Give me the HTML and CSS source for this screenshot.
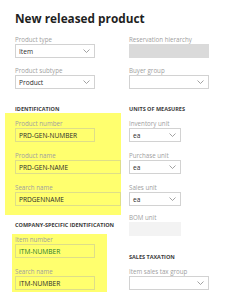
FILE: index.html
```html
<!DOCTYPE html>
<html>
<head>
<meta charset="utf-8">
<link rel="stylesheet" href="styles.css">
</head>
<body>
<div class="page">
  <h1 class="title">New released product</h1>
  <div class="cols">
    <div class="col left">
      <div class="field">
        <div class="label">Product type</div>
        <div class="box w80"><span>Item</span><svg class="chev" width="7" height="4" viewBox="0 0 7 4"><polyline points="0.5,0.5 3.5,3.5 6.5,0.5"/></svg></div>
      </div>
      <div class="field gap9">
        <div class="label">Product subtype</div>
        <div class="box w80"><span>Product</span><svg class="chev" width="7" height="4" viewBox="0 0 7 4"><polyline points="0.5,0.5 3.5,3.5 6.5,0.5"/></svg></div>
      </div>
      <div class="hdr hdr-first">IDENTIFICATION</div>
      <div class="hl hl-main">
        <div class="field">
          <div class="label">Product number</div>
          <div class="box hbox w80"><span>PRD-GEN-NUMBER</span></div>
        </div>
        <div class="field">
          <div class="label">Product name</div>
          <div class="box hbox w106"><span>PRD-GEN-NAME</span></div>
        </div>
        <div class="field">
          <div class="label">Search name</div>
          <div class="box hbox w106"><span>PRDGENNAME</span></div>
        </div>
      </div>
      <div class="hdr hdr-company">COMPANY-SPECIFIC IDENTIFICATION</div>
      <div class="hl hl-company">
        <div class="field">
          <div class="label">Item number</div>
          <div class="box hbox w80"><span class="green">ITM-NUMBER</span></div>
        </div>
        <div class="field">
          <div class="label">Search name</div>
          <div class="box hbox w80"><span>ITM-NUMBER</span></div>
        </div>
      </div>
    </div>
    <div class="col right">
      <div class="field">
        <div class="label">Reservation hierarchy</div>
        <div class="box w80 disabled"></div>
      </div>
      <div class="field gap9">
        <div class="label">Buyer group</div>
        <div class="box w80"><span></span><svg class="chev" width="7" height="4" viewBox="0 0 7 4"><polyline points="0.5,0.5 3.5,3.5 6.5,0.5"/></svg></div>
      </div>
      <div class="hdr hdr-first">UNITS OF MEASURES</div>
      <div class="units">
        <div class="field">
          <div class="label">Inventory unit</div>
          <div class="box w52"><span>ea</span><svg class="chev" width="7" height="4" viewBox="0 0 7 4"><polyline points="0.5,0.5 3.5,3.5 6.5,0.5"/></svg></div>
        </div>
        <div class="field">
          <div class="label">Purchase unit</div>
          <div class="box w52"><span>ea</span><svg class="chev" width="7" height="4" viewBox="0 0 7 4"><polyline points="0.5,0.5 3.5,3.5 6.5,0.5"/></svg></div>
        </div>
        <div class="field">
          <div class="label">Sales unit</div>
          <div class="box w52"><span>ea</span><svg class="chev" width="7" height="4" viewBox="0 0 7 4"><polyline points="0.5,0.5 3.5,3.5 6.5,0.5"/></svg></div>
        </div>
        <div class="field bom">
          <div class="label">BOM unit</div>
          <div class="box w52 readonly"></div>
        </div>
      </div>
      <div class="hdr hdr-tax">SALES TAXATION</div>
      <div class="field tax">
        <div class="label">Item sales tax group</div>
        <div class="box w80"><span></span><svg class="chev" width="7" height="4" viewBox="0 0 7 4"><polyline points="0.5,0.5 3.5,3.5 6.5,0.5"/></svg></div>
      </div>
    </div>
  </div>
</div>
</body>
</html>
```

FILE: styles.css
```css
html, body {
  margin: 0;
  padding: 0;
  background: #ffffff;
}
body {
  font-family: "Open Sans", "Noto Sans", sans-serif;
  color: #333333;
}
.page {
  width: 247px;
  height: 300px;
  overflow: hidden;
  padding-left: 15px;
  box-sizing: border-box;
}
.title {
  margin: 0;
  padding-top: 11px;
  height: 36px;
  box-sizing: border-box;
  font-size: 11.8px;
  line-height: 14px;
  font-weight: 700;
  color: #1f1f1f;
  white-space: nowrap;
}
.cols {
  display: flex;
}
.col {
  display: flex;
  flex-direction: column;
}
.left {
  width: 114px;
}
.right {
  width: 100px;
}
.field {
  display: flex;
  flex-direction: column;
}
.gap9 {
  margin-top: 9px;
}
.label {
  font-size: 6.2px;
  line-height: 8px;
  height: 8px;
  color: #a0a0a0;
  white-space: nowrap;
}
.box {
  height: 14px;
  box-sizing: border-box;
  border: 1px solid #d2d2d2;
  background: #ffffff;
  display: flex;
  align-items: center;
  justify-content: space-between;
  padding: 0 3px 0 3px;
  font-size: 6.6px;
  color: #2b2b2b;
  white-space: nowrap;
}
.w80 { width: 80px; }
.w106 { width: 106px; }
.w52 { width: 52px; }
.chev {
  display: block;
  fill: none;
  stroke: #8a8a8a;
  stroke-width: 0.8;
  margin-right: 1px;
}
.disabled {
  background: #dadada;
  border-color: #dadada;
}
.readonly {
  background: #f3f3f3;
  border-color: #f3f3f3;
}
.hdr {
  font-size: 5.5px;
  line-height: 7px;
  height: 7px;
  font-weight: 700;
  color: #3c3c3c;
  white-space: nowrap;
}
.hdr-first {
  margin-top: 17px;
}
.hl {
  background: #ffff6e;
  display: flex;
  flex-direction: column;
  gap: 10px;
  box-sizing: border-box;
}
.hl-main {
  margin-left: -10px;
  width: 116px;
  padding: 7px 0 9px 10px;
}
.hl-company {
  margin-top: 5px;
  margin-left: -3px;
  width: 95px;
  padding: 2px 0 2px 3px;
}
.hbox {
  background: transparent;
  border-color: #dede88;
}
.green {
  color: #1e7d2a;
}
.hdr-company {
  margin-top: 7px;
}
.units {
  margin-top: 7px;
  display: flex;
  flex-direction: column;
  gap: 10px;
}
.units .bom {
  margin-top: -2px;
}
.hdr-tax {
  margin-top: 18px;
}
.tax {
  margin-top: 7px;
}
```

- **TASK DIRECTIONS**: Your task is to repeat the data above exactly while excluding the pictures.

- **WRITTEN REPLY**:
Give me the HTML and CSS source for this screenshot.
FILE: index.html
```html
<!DOCTYPE html>
<html>
<head>
<meta charset="utf-8">
<link rel="stylesheet" href="styles.css">
</head>
<body>
<div class="page">
  <h1 class="title">New released product</h1>
  <div class="cols">
    <div class="col left">
      <div class="field">
        <div class="label">Product type</div>
        <div class="box w80"><span>Item</span><svg class="chev" width="7" height="4" viewBox="0 0 7 4"><polyline points="0.5,0.5 3.5,3.5 6.5,0.5"/></svg></div>
      </div>
      <div class="field gap9">
        <div class="label">Product subtype</div>
        <div class="box w80"><span>Product</span><svg class="chev" width="7" height="4" viewBox="0 0 7 4"><polyline points="0.5,0.5 3.5,3.5 6.5,0.5"/></svg></div>
      </div>
      <div class="hdr hdr-first">IDENTIFICATION</div>
      <div class="hl hl-main">
        <div class="field">
          <div class="label">Product number</div>
          <div class="box hbox w80"><span>PRD-GEN-NUMBER</span></div>
        </div>
        <div class="field">
          <div class="label">Product name</div>
          <div class="box hbox w106"><span>PRD-GEN-NAME</span></div>
        </div>
        <div class="field">
          <div class="label">Search name</div>
          <div class="box hbox w106"><span>PRDGENNAME</span></div>
        </div>
      </div>
      <div class="hdr hdr-company">COMPANY-SPECIFIC IDENTIFICATION</div>
      <div class="hl hl-company">
        <div class="field">
          <div class="label">Item number</div>
          <div class="box hbox w80"><span class="green">ITM-NUMBER</span></div>
        </div>
        <div class="field">
          <div class="label">Search name</div>
          <div class="box hbox w80"><span>ITM-NUMBER</span></div>
        </div>
      </div>
    </div>
    <div class="col right">
      <div class="field">
        <div class="label">Reservation hierarchy</div>
        <div class="box w80 disabled"></div>
      </div>
      <div class="field gap9">
        <div class="label">Buyer group</div>
        <div class="box w80"><span></span><svg class="chev" width="7" height="4" viewBox="0 0 7 4"><polyline points="0.5,0.5 3.5,3.5 6.5,0.5"/></svg></div>
      </div>
      <div class="hdr hdr-first">UNITS OF MEASURES</div>
      <div class="units">
        <div class="field">
          <div class="label">Inventory unit</div>
          <div class="box w52"><span>ea</span><svg class="chev" width="7" height="4" viewBox="0 0 7 4"><polyline points="0.5,0.5 3.5,3.5 6.5,0.5"/></svg></div>
        </div>
        <div class="field">
          <div class="label">Purchase unit</div>
          <div class="box w52"><span>ea</span><svg class="chev" width="7" height="4" viewBox="0 0 7 4"><polyline points="0.5,0.5 3.5,3.5 6.5,0.5"/></svg></div>
        </div>
        <div class="field">
          <div class="label">Sales unit</div>
          <div class="box w52"><span>ea</span><svg class="chev" width="7" height="4" viewBox="0 0 7 4"><polyline points="0.5,0.5 3.5,3.5 6.5,0.5"/></svg></div>
        </div>
        <div class="field bom">
          <div class="label">BOM unit</div>
          <div class="box w52 readonly"></div>
        </div>
      </div>
      <div class="hdr hdr-tax">SALES TAXATION</div>
      <div class="field tax">
        <div class="label">Item sales tax group</div>
        <div class="box w80"><span></span><svg class="chev" width="7" height="4" viewBox="0 0 7 4"><polyline points="0.5,0.5 3.5,3.5 6.5,0.5"/></svg></div>
      </div>
    </div>
  </div>
</div>
</body>
</html>
```

FILE: styles.css
```css
html, body {
  margin: 0;
  padding: 0;
  background: #ffffff;
}
body {
  font-family: "Open Sans", "Noto Sans", sans-serif;
  color: #333333;
}
.page {
  width: 247px;
  height: 300px;
  overflow: hidden;
  padding-left: 15px;
  box-sizing: border-box;
}
.title {
  margin: 0;
  padding-top: 11px;
  height: 36px;
  box-sizing: border-box;
  font-size: 11.8px;
  line-height: 14px;
  font-weight: 700;
  color: #1f1f1f;
  white-space: nowrap;
}
.cols {
  display: flex;
}
.col {
  display: flex;
  flex-direction: column;
}
.left {
  width: 114px;
}
.right {
  width: 100px;
}
.field {
  display: flex;
  flex-direction: column;
}
.gap9 {
  margin-top: 9px;
}
.label {
  font-size: 6.2px;
  line-height: 8px;
  height: 8px;
  color: #a0a0a0;
  white-space: nowrap;
}
.box {
  height: 14px;
  box-sizing: border-box;
  border: 1px solid #d2d2d2;
  background: #ffffff;
  display: flex;
  align-items: center;
  justify-content: space-between;
  padding: 0 3px 0 3px;
  font-size: 6.6px;
  color: #2b2b2b;
  white-space: nowrap;
}
.w80 { width: 80px; }
.w106 { width: 106px; }
.w52 { width: 52px; }
.chev {
  display: block;
  fill: none;
  stroke: #8a8a8a;
  stroke-width: 0.8;
  margin-right: 1px;
}
.disabled {
  background: #dadada;
  border-color: #dadada;
}
.readonly {
  background: #f3f3f3;
  border-color: #f3f3f3;
}
.hdr {
  font-size: 5.5px;
  line-height: 7px;
  height: 7px;
  font-weight: 700;
  color: #3c3c3c;
  white-space: nowrap;
}
.hdr-first {
  margin-top: 17px;
}
.hl {
  background: #ffff6e;
  display: flex;
  flex-direction: column;
  gap: 10px;
  box-sizing: border-box;
}
.hl-main {
  margin-left: -10px;
  width: 116px;
  padding: 7px 0 9px 10px;
}
.hl-company {
  margin-top: 5px;
  margin-left: -3px;
  width: 95px;
  padding: 2px 0 2px 3px;
}
.hbox {
  background: transparent;
  border-color: #dede88;
}
.green {
  color: #1e7d2a;
}
.hdr-company {
  margin-top: 7px;
}
.units {
  margin-top: 7px;
  display: flex;
  flex-direction: column;
  gap: 10px;
}
.units .bom {
  margin-top: -2px;
}
.hdr-tax {
  margin-top: 18px;
}
.tax {
  margin-top: 7px;
}
```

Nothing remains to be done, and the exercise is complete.